Yoldaş Lenin, “devlet”i incelerken şöyle diyor: “Devlet bir sınıfın, öteki sınıfları baskı altına almasını sağlayan, diğer bütün sınıfları bir sınıfa boyun eğdiren bir makinedir. Hapishaneler, özel silahlı müfrezeler, askeri birlikler zor kullanarak sömürülecek sınıfın iradesini kırmak için vardır.” Peki faşist TC devleti anda ne yapıyordu? Devleti temsil eden AFAD ekipleri depremin 3. gününde Adıyaman’a geldi. Devlet bölgeye gelen yardım tırlarını durdurup kendine bağlı kurumların etiketlerini yapıştırıp kendi istediği bölgelere gönderiyordu. Devlet bölgeyi kapalı tutmaya çalışıyor, haberlere sansür uyguluyordu. Devletin valisi yıkımı gizliyor, halkın karşısında gayet halinden memnun bir şekilde sırıtıyordu. Devlet halkın öfkesini yalan haberler yayarak Suriyelilere yöneltmeye çalışıyordu. Devlet deprem bölgeleri için OHAL ilan ederek halkın dayanışmasına engel olmaya çalışıyordu ve halkla dayanışmak isteyen devrimcilere, demokratlara, yurtseverlere çeşitli baskılarda bulunarak dayanışma iradesini kırmaya çalışıyordu. Devlet polisi, askeri ve güvenlik birimleriyle halkın acısıyla gelen tüm öfkeyi bastırmaya, farklı alanlara yöneltmeye çalışıyordu. Devlet “kader” diyordu, sürekli dediği gibi…

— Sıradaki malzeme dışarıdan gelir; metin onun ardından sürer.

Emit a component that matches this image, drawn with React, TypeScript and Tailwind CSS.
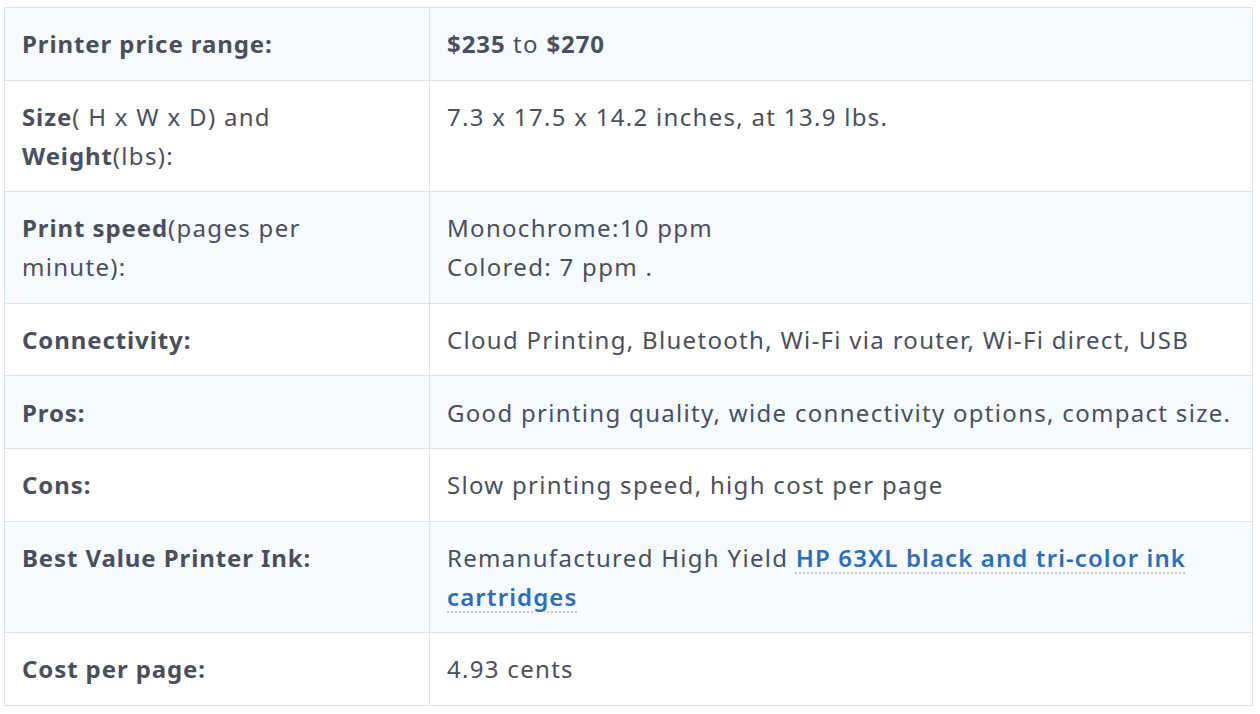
import React from 'react'

type Row = { label: React.ReactNode, value: React.ReactNode }

const B = ({ children }: { children: React.ReactNode }) => <b className="font-bold tracking-[0.9px]">{children}</b>

const ROWS: Row[] = [
  { label: <B>Printer price range:</B>, value: <><B>$235</B> to <B>$270</B></> },
  { label: <><B>Size</B>( H x W x D) and <B>Weight</B>(lbs):</>, value: '7.3 x 17.5 x 14.2 inches, at 13.9 lbs.' },
  { label: <><B>Print speed</B>(pages per minute):</>, value: <>Monochrome:10 ppm<br />Colored: 7 ppm .</> },
  { label: <B>Connectivity:</B>, value: 'Cloud Printing, Bluetooth, Wi-Fi via router, Wi-Fi direct, USB' },
  { label: <B>Pros:</B>, value: 'Good printing quality, wide connectivity options, compact size.' },
  { label: <B>Cons:</B>, value: 'Slow printing speed, high cost per page' },
  {
    label: <B>Best Value Printer Ink:</B>,
    value: <>Remanufactured High Yield <a href="#" className="font-semibold tracking-[1.1px] text-[#2f6db5] underline decoration-dotted decoration-[#c4c9d0] decoration-2 underline-offset-[6px]">HP 63XL black and tri-color ink cartridges</a></>,
  },
  { label: <B>Cost per page:</B>, value: '4.93 cents' },
]

export default function App() {
  return (
    <div className="bg-white min-h-screen pt-[7px] px-[4px]" style={{ fontFamily: '"Noto Sans", Lato, sans-serif' }}>
      <table className="w-[1249px] border-collapse text-[24px] leading-[39px] tracking-[1.3px] text-[#4b4f5c]">
        <tbody>
          {ROWS.map((r, i) => (
            <tr key={i} className={i % 2 === 0 ? 'bg-[#f5faff]' : 'bg-white'}>
              <td className="w-[425px] border border-[#e1e5ea] px-[17px] py-[16.3px] align-top">{r.label}</td>
              <td className="border border-[#e1e5ea] px-[17px] py-[16.3px] align-top">{r.value}</td>
            </tr>
          ))}
        </tbody>
      </table>
    </div>
  )
}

Yoldaşlar; halkımızın ezilmişliği, acısı, öfkesi depremle birlikte doruk noktasına ulaşmıştır. Bize düşen bu öfkeyi faşist diktatörlüğe yöneltip hesap sorma bilincini halkımıza aktarıp sınıf mücadelesini örgütlemektir. Tek kurtuluş gerçeğimiz budur.